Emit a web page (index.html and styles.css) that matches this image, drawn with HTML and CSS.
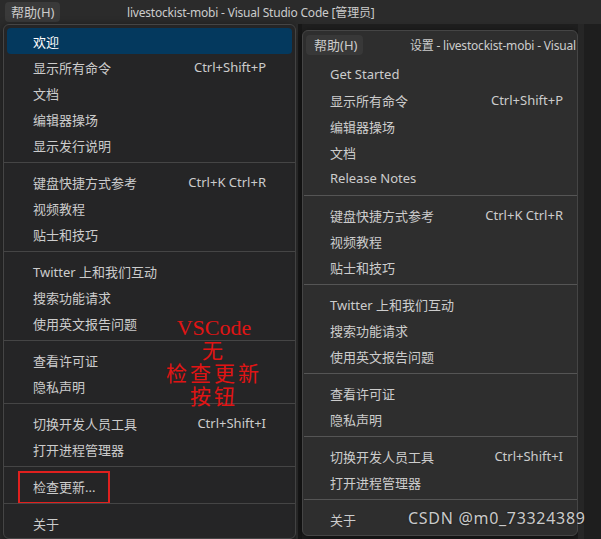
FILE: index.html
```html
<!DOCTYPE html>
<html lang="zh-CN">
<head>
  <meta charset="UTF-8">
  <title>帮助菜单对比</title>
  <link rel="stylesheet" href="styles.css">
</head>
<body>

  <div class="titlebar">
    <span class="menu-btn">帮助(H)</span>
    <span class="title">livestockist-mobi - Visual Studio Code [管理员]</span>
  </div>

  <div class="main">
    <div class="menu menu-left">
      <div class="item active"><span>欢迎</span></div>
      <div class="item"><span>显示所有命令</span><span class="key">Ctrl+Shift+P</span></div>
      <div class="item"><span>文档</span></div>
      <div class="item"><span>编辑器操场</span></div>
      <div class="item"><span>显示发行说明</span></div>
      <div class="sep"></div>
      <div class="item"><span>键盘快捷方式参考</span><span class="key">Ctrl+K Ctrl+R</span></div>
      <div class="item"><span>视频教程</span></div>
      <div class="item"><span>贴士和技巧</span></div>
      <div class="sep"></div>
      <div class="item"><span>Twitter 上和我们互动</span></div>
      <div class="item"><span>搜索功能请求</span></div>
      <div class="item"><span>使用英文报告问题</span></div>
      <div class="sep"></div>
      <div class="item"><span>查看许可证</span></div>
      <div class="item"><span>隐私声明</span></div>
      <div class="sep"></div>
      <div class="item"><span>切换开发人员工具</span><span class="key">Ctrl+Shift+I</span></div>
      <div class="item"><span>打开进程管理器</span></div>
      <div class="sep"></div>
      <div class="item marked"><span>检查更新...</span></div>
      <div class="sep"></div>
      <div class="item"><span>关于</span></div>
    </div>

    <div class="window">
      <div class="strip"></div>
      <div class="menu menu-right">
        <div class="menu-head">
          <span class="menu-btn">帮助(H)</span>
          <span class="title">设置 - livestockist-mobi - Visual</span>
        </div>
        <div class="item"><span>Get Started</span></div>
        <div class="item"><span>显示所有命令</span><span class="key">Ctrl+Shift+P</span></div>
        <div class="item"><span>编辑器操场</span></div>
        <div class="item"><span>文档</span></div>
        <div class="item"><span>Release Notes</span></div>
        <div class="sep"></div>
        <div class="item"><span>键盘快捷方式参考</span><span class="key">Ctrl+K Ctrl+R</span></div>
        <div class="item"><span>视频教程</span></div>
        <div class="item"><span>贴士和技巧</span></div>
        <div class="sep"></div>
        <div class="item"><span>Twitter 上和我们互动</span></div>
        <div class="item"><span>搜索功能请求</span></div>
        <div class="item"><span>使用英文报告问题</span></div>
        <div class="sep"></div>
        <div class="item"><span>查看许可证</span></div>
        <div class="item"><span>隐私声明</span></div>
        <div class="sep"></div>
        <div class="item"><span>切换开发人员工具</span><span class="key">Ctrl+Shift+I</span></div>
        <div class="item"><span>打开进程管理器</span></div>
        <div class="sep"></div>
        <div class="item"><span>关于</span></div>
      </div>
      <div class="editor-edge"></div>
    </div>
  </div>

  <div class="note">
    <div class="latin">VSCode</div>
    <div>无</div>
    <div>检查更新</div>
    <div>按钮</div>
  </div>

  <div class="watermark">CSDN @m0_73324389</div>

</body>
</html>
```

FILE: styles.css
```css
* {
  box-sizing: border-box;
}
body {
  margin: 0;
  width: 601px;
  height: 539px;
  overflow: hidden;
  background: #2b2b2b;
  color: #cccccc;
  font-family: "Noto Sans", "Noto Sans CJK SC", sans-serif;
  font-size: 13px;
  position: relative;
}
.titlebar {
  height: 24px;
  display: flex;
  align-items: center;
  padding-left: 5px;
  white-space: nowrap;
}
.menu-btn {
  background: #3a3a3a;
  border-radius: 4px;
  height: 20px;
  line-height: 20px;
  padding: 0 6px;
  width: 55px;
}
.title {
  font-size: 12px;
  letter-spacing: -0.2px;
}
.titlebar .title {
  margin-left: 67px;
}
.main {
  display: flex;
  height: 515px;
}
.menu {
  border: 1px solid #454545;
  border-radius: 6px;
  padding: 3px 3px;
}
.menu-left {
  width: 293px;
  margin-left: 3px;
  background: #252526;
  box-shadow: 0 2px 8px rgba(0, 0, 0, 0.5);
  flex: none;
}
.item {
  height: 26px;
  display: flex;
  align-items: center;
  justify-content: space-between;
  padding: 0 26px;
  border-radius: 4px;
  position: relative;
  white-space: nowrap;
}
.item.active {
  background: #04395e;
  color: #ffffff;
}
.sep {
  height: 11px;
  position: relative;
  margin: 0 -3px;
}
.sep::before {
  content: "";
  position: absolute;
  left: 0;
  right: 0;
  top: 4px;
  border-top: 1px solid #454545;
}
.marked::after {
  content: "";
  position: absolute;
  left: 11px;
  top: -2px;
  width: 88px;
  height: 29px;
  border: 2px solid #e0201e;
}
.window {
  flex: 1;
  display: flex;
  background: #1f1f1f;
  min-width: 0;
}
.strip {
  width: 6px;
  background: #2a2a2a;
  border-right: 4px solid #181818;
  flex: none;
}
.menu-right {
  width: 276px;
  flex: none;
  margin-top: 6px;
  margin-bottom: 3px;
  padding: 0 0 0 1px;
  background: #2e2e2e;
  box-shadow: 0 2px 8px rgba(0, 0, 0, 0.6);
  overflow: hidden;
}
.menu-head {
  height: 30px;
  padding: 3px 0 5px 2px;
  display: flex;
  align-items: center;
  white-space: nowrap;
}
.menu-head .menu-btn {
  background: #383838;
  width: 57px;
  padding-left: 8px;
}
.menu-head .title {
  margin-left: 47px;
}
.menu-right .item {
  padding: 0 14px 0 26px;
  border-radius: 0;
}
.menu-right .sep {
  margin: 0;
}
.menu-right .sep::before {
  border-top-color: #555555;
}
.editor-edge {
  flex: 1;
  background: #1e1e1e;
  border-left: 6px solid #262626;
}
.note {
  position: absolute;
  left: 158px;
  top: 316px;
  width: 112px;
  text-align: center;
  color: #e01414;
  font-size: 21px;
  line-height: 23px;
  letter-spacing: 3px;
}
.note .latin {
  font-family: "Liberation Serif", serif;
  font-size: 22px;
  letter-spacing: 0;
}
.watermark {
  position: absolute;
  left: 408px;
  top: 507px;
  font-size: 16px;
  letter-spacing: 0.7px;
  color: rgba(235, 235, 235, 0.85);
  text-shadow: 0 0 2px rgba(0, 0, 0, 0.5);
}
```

• _Written request_:
Transcribe the full listing character for character. Pictures are excluded.

• _Result of this task_:
Emit a web page (index.html and styles.css) that matches this image, drawn with HTML and CSS.
FILE: index.html
```html
<!DOCTYPE html>
<html lang="zh-CN">
<head>
  <meta charset="UTF-8">
  <title>帮助菜单对比</title>
  <link rel="stylesheet" href="styles.css">
</head>
<body>

  <div class="titlebar">
    <span class="menu-btn">帮助(H)</span>
    <span class="title">livestockist-mobi - Visual Studio Code [管理员]</span>
  </div>

  <div class="main">
    <div class="menu menu-left">
      <div class="item active"><span>欢迎</span></div>
      <div class="item"><span>显示所有命令</span><span class="key">Ctrl+Shift+P</span></div>
      <div class="item"><span>文档</span></div>
      <div class="item"><span>编辑器操场</span></div>
      <div class="item"><span>显示发行说明</span></div>
      <div class="sep"></div>
      <div class="item"><span>键盘快捷方式参考</span><span class="key">Ctrl+K Ctrl+R</span></div>
      <div class="item"><span>视频教程</span></div>
      <div class="item"><span>贴士和技巧</span></div>
      <div class="sep"></div>
      <div class="item"><span>Twitter 上和我们互动</span></div>
      <div class="item"><span>搜索功能请求</span></div>
      <div class="item"><span>使用英文报告问题</span></div>
      <div class="sep"></div>
      <div class="item"><span>查看许可证</span></div>
      <div class="item"><span>隐私声明</span></div>
      <div class="sep"></div>
      <div class="item"><span>切换开发人员工具</span><span class="key">Ctrl+Shift+I</span></div>
      <div class="item"><span>打开进程管理器</span></div>
      <div class="sep"></div>
      <div class="item marked"><span>检查更新...</span></div>
      <div class="sep"></div>
      <div class="item"><span>关于</span></div>
    </div>

    <div class="window">
      <div class="strip"></div>
      <div class="menu menu-right">
        <div class="menu-head">
          <span class="menu-btn">帮助(H)</span>
          <span class="title">设置 - livestockist-mobi - Visual</span>
        </div>
        <div class="item"><span>Get Started</span></div>
        <div class="item"><span>显示所有命令</span><span class="key">Ctrl+Shift+P</span></div>
        <div class="item"><span>编辑器操场</span></div>
        <div class="item"><span>文档</span></div>
        <div class="item"><span>Release Notes</span></div>
        <div class="sep"></div>
        <div class="item"><span>键盘快捷方式参考</span><span class="key">Ctrl+K Ctrl+R</span></div>
        <div class="item"><span>视频教程</span></div>
        <div class="item"><span>贴士和技巧</span></div>
        <div class="sep"></div>
        <div class="item"><span>Twitter 上和我们互动</span></div>
        <div class="item"><span>搜索功能请求</span></div>
        <div class="item"><span>使用英文报告问题</span></div>
        <div class="sep"></div>
        <div class="item"><span>查看许可证</span></div>
        <div class="item"><span>隐私声明</span></div>
        <div class="sep"></div>
        <div class="item"><span>切换开发人员工具</span><span class="key">Ctrl+Shift+I</span></div>
        <div class="item"><span>打开进程管理器</span></div>
        <div class="sep"></div>
        <div class="item"><span>关于</span></div>
      </div>
      <div class="editor-edge"></div>
    </div>
  </div>

  <div class="note">
    <div class="latin">VSCode</div>
    <div>无</div>
    <div>检查更新</div>
    <div>按钮</div>
  </div>

  <div class="watermark">CSDN @m0_73324389</div>

</body>
</html>
```

FILE: styles.css
```css
* {
  box-sizing: border-box;
}
body {
  margin: 0;
  width: 601px;
  height: 539px;
  overflow: hidden;
  background: #2b2b2b;
  color: #cccccc;
  font-family: "Noto Sans", "Noto Sans CJK SC", sans-serif;
  font-size: 13px;
  position: relative;
}
.titlebar {
  height: 24px;
  display: flex;
  align-items: center;
  padding-left: 5px;
  white-space: nowrap;
}
.menu-btn {
  background: #3a3a3a;
  border-radius: 4px;
  height: 20px;
  line-height: 20px;
  padding: 0 6px;
  width: 55px;
}
.title {
  font-size: 12px;
  letter-spacing: -0.2px;
}
.titlebar .title {
  margin-left: 67px;
}
.main {
  display: flex;
  height: 515px;
}
.menu {
  border: 1px solid #454545;
  border-radius: 6px;
  padding: 3px 3px;
}
.menu-left {
  width: 293px;
  margin-left: 3px;
  background: #252526;
  box-shadow: 0 2px 8px rgba(0, 0, 0, 0.5);
  flex: none;
}
.item {
  height: 26px;
  display: flex;
  align-items: center;
  justify-content: space-between;
  padding: 0 26px;
  border-radius: 4px;
  position: relative;
  white-space: nowrap;
}
.item.active {
  background: #04395e;
  color: #ffffff;
}
.sep {
  height: 11px;
  position: relative;
  margin: 0 -3px;
}
.sep::before {
  content: "";
  position: absolute;
  left: 0;
  right: 0;
  top: 4px;
  border-top: 1px solid #454545;
}
.marked::after {
  content: "";
  position: absolute;
  left: 11px;
  top: -2px;
  width: 88px;
  height: 29px;
  border: 2px solid #e0201e;
}
.window {
  flex: 1;
  display: flex;
  background: #1f1f1f;
  min-width: 0;
}
.strip {
  width: 6px;
  background: #2a2a2a;
  border-right: 4px solid #181818;
  flex: none;
}
.menu-right {
  width: 276px;
  flex: none;
  margin-top: 6px;
  margin-bottom: 3px;
  padding: 0 0 0 1px;
  background: #2e2e2e;
  box-shadow: 0 2px 8px rgba(0, 0, 0, 0.6);
  overflow: hidden;
}
.menu-head {
  height: 30px;
  padding: 3px 0 5px 2px;
  display: flex;
  align-items: center;
  white-space: nowrap;
}
.menu-head .menu-btn {
  background: #383838;
  width: 57px;
  padding-left: 8px;
}
.menu-head .title {
  margin-left: 47px;
}
.menu-right .item {
  padding: 0 14px 0 26px;
  border-radius: 0;
}
.menu-right .sep {
  margin: 0;
}
.menu-right .sep::before {
  border-top-color: #555555;
}
.editor-edge {
  flex: 1;
  background: #1e1e1e;
  border-left: 6px solid #262626;
}
.note {
  position: absolute;
  left: 158px;
  top: 316px;
  width: 112px;
  text-align: center;
  color: #e01414;
  font-size: 21px;
  line-height: 23px;
  letter-spacing: 3px;
}
.note .latin {
  font-family: "Liberation Serif", serif;
  font-size: 22px;
  letter-spacing: 0;
}
.watermark {
  position: absolute;
  left: 408px;
  top: 507px;
  font-size: 16px;
  letter-spacing: 0.7px;
  color: rgba(235, 235, 235, 0.85);
  text-shadow: 0 0 2px rgba(0, 0, 0, 0.5);
}
```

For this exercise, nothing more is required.